Entre tanto, la estructura de la Renta es un robo. Se le atribuye a Aznar la frase “en España los ricos no pagan impuestos”. Y así es. Si los españoles conociesen cómo funciona el fisco tal vez habría una revolución. Pagar impuestos a Hacienda es cosa de pobres y de clase media. ¡Y entre tanto, la OCDE, ese grupo de prendas, recomienda seguir subiendo el IVA y bajar las cotizaciones sociales!. Como estaba programado de antemano, el peso de los salarios baja en la renta de España, pero el de las rentas del capital sube: la desigualdad se dispara. El Estado del Bienestar, aquel modelo social que fue fruto de una cierta coyuntura histórica, de una cierta relación de fuerzas y, por tanto, de unos ciertos miedos y esperanzas, se va disolviendo en el tiempo.

Esa es la cuestión: el capitalismo funcionaba mejor cuando había algo que lo moderaba, fuese la existencia de la URSS o los movimientos obreros. Algunos vimos el eclipse de los partidos comunistas, ahora contemplamos el de los partidos socialistas. El motivo: que el capital no quiere pactar la pervivencia del modelo social europeo. Y los partidos socialistas tenían su razón de ser, precisamente, en ser los signatarios, por el otro lado, de ese pacto.

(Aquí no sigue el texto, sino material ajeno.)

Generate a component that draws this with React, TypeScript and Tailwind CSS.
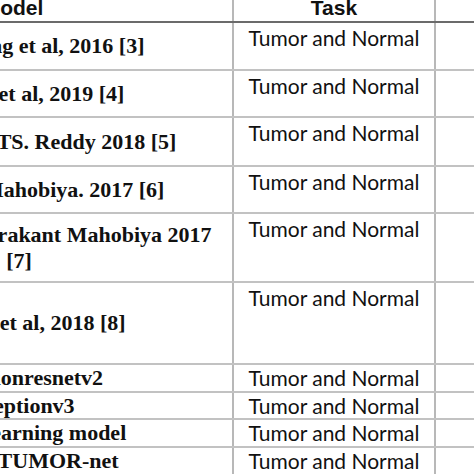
import React from 'react';

type Row = { model: string; task: string; h: string; pt: string };

const rows: Row[] = [
    { model: 'Yu D. Zhang et al, 2016 [3]', task: 'Tumor and Normal', h: 'h-[48px]', pt: 'pt-[4px]' },
    { model: 'Rehman et al, 2019 [4]', task: 'Tumor and Normal', h: 'h-[47px]', pt: 'pt-[4px]' },
    { model: 'A Hebli & Dr. TS. Reddy 2018 [5]', task: 'Tumor and Normal', h: 'h-[49px]', pt: 'pt-[4px]' },
    { model: 'A Hebli, C. Mahobiya. 2017 [6]', task: 'Tumor and Normal', h: 'h-[47px]', pt: 'pt-[4px]' },
    { model: 'A. Hebli & Chandrakant Mahobiya 2017 [7]', task: 'Tumor and Normal', h: 'h-[69px]', pt: 'pt-[4px]' },
    { model: 'Hussaini et al, 2018 [8]', task: 'Tumor and Normal', h: 'h-[82px]', pt: 'pt-[4px]' },
    { model: 'Inceptionresnetv2', task: 'Tumor and Normal', h: 'h-[28px]', pt: 'pt-[2px]' },
    { model: 'Inceptionv3', task: 'Tumor and Normal', h: 'h-[27px]', pt: 'pt-[2px]' },
    { model: 'A Deep learning model', task: 'Tumor and Normal', h: 'h-[28px]', pt: 'pt-[2px]' },
    { model: 'BRAIN-TUMOR-net', task: 'Tumor and Normal', h: 'h-[28px]', pt: 'pt-[2px]' },
];

const App: React.FC = () => {
    return (
        <div className="w-[474px] h-[474px] overflow-hidden bg-white text-[#111]">
            <div className="ml-[-194px] w-[900px]">
                {/* header */}
                <div className="flex h-[23px] border-b-2 border-[#6b6b6b]">
                    <div className="w-[428px] shrink-0 border-r-2 border-[#b8b8b8] pl-[8px] pr-[20px] text-center font-['Liberation_Sans',sans-serif] font-bold text-[21px] leading-[16px]">
                        Model
                    </div>
                    <div className="w-[202px] shrink-0 border-r-2 border-[#b8b8b8] text-center font-['Liberation_Sans',sans-serif] font-bold text-[21px] leading-[16px]">
                        Task
                    </div>
                    <div className="flex-1" />
                </div>

                {rows.map((row, i) => (
                    <div key={i} className={`flex ${row.h} border-b-2 border-[#c2c2c2]`}>
                        <div className="w-[428px] shrink-0 border-r-2 border-[#b8b8b8] px-[8px] flex items-center justify-center text-center font-['Liberation_Serif',serif] font-bold text-[22px] leading-[26px]">
                            {row.model}
                        </div>
                        <div className={`w-[202px] shrink-0 border-r-2 border-[#b8b8b8] ${row.pt} text-center font-['Lato',sans-serif] text-[21px] leading-[21px]`}>
                            {row.task}
                        </div>
                        <div className="flex-1" />
                    </div>
                ))}
            </div>
        </div>
    );
};

export default App;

El capital, al contrario, está empeñado en hacer “reformas estructurales”, es decir, proceder a la destrucción pausada del Bienestar tal y como lo conocimos. Merkel siempre repite, con afán misionero, que Europa representa el 7% de la población mundial, el 25 del PIB y el 50% del gasto social. Está sugiriendo que, para competir en el mundo global, la última cifra es insostenible. Es un “silogismo devastador” como lo denominó Martin Kettle en The Guardian. Empobrecer a la población europea es el proyecto en curso, lo que se busca, y no una consecuencia inesperada de la austeridad.